Publications / Under Review

The Politics of the Paycheck Protection Program

Does partisanship influence loan allocation through the Paycheck Protection Program (PPP)? We examine the 2020 Presidential campaign contributions by lenders’ employees as a measure of partisanship and leverage the staggered rollout of the PPP under both Trump and Biden administrations to address this question. We find that partisan misalignment increases bank lending, particularly to small and first-time PPP borrowers, and those in Republican areas. This is consistent with Republicanleaning banks viewing the PPP’s 2021 phase as a legacy policy of the prior administration. Using county-level weekly unemployment insurance data, we also show that partisan misalignment is associated with higher PPP payroll coverage for small businesses. Our findings shed new light on the partisan-alignment phenomenon in finance.

Doing More for Less? New Evidence on Lobbying and Government Contracts

(Senay Agca, Deniz Igan, Fuhong Li, Prachi Mishra), (revise and resubmitted, Journal of Economic Behavior and Organization), November 2024

This paper exploits the unanticipated sequestration of federal budget accounts in March 2013 to examine how contractors adjusted lobbying activities in response to the sequester. The sequestration reduced the funds disbursed through procurement. Firms with limited exposure to the cuts reduced lobbying spending after the event, whereas firms with high exposure maintained, or even increased, lobbying expenses. More affected firms appear to have intensified lobbying efforts to distinguish themselves, and to improve their chances of procuring a larger share of the reduced pie. These effects are stronger for government-dependent sectors and sectors where competition is more intense.

Sovereign Debt Restructuring and Reduction in Debt-to-GDP Ratio

(Sakai Ando, Tamon Asonuma, Prachi Mishra, Alexandre Sollaci), SSRN Working Paper. (revise and resubmit, American Economic Journal: Macroeconomics), October 2023

How effective are sovereign debt restructurings in reducing debt-to-GDP ratios? We explore this empirically using a comprehensive dataset covering 115 countries over 1950–2021. After addressing selection into restructuring events through an Augmented Inverse Probability Weighted (AIPW) estimator, we show that debt restructuring has a significant and long-lasting impact on the debt-to-GDP ratio. The impact is larger when debt restructuring is combined with fiscal consolidation. In the short run, restructurings with face value reduction and higher creditor coordination are relatively more effective. In the long run, however, the depth of treatment is important, irrespective of the type of treatment.

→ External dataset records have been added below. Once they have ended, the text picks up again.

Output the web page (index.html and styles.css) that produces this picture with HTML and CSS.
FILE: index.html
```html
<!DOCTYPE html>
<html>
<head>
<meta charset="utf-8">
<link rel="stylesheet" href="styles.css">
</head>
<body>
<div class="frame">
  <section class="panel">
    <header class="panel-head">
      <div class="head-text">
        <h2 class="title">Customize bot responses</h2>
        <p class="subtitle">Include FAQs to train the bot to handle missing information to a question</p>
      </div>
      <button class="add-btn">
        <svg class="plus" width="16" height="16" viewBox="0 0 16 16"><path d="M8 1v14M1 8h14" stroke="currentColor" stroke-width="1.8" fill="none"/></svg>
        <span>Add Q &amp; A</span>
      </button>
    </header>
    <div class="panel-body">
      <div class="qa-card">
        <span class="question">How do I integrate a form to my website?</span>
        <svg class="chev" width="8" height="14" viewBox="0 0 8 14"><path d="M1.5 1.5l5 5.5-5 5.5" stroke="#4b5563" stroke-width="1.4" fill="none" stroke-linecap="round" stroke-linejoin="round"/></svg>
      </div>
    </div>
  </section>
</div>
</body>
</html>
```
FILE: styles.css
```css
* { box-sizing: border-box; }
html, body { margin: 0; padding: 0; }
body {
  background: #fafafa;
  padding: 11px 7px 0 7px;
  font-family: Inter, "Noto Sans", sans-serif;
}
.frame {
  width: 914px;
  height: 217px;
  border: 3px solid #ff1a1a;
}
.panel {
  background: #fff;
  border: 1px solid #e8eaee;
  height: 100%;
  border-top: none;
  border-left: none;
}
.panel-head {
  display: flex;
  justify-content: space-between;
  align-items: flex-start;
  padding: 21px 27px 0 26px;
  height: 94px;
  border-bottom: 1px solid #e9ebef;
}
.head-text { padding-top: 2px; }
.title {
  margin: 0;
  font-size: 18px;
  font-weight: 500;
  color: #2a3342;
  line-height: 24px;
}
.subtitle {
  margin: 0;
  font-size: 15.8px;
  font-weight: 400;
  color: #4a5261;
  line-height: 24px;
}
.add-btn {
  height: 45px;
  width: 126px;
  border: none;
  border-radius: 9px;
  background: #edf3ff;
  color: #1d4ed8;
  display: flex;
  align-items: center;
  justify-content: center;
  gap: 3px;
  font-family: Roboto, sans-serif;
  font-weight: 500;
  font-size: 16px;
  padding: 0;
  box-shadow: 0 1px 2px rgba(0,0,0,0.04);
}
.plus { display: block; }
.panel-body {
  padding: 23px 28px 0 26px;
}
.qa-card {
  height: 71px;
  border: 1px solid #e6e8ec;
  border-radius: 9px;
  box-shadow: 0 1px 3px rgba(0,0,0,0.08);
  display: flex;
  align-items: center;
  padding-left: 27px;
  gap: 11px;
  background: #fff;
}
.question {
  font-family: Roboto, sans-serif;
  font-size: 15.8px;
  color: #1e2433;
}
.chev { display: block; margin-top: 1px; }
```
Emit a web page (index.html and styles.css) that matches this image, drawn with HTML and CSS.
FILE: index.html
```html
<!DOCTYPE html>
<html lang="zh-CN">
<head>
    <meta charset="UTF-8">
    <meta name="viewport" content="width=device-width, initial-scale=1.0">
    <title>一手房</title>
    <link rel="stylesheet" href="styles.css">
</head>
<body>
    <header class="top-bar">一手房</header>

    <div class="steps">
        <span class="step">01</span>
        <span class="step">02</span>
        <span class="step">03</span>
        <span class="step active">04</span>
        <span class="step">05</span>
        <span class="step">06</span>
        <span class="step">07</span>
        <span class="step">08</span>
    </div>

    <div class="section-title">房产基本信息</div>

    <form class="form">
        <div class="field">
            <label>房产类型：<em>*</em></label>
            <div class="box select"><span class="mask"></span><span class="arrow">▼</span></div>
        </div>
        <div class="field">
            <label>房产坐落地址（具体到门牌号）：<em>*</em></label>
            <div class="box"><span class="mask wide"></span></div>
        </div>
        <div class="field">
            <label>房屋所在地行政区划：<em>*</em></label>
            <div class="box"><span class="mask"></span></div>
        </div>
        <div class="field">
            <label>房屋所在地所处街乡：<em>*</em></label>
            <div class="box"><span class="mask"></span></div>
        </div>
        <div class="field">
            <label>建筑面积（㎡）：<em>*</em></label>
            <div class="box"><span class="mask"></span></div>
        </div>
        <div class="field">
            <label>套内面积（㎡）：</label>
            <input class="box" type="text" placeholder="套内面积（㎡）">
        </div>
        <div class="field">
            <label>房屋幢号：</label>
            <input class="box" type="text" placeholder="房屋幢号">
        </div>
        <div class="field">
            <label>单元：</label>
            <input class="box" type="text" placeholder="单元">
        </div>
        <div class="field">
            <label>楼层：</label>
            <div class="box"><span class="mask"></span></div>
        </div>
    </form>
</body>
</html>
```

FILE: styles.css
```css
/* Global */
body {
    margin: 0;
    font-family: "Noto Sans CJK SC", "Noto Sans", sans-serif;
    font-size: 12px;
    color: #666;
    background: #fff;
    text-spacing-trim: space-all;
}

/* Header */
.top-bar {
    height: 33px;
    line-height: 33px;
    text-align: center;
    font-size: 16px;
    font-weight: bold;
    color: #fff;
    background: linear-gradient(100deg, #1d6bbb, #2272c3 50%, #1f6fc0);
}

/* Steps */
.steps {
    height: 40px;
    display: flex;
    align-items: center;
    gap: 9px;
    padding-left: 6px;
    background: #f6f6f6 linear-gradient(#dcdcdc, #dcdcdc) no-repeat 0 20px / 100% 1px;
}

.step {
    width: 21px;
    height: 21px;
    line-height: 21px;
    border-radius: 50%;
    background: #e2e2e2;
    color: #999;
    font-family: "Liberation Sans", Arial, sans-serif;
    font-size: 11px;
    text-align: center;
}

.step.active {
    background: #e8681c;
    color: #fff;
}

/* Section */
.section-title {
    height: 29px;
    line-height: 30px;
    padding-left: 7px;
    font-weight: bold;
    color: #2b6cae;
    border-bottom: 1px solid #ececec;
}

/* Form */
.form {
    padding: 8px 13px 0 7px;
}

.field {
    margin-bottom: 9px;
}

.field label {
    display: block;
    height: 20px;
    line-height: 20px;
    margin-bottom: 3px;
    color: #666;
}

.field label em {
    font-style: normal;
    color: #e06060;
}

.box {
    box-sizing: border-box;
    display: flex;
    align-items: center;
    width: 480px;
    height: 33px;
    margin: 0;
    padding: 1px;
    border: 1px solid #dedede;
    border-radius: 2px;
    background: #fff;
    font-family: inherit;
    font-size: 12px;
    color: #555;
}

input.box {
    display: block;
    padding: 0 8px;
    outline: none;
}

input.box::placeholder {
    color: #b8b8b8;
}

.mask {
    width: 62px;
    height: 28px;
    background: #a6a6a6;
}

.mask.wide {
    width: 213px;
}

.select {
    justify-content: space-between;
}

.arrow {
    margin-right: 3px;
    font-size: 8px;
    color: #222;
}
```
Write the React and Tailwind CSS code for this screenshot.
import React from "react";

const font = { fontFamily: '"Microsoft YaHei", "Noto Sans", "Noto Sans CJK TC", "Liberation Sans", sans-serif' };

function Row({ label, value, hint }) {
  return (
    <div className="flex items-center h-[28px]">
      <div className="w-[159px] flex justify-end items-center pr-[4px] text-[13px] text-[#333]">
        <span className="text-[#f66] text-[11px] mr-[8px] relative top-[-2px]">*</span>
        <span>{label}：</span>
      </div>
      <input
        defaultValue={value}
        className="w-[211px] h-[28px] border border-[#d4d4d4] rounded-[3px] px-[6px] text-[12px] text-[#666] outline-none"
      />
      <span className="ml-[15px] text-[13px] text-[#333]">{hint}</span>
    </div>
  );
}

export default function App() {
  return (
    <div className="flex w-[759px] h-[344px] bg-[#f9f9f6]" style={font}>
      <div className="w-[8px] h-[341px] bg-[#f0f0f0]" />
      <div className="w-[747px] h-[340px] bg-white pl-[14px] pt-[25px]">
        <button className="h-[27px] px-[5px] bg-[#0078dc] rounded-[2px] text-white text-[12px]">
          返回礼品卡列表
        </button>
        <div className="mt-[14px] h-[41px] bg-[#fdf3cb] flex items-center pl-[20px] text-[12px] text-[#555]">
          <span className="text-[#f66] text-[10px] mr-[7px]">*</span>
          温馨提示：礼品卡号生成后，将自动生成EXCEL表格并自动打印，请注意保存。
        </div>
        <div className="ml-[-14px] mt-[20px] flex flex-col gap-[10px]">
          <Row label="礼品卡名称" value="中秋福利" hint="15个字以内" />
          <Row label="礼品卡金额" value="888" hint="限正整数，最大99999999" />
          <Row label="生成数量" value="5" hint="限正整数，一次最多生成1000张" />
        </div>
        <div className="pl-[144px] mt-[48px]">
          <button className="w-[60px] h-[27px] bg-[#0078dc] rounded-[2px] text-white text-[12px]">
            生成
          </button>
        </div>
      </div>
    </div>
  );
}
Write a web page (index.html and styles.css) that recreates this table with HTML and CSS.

Cross-border Spillovers: How US Financial Conditions affect M&As Around the World

We find that financial conditions in the core have significant spillover effects on cross-border mergers and acquisitions (M&As). On average, a 1 percentage point easing of the IMF US Financial Conditions Index is associated with approximately a 10% higher volume of crossborder M&As. The spillovers are stronger for countries with more liabilities denominated in foreign currency (or in US dollars). We find that the spillovers are driven by changes in US financial conditions, rather than changes in Euro Area conditions. Deals that happen when financial conditions in the US are tighter (and therefore acquisitions fewer) add more value for the acquirers, as reflected in higher acquirer excess stock returns around the announcement.

Understanding U.S. Inflation During the COVID Era

This paper analyzes the dramatic rise in U.S. inflation since 2020, which we decompose into a rise in core inflation as measured by the weighted median inflation rate and deviations of headline inflation from core. We explain the rise in core with two factors, the tightening of the labor market as captured by the ratio of job vacancies to unemployment, and the pass-through into core from past shocks to headline inflation. The headline shocks themselves are explained largely by increases in energy prices and by supply chain problems as captured by backlogs of orders for goods and services. Looking forward, we simulate the future path of inflation for alternative paths of the unemployment rate, focusing on the projections of Federal Reserve policymakers in which unemployment rises only modestly to 4.4 percent. We find that this unemployment path returns inflation to near the Fed’s target only under optimistic assumptions about both inflation expectations and the Beveridge curve relating the unemployment and vacancy rates. Under less benign assumptions about these factors, the inflation rate remains well above target unless unemployment rises by more than the Fed projects.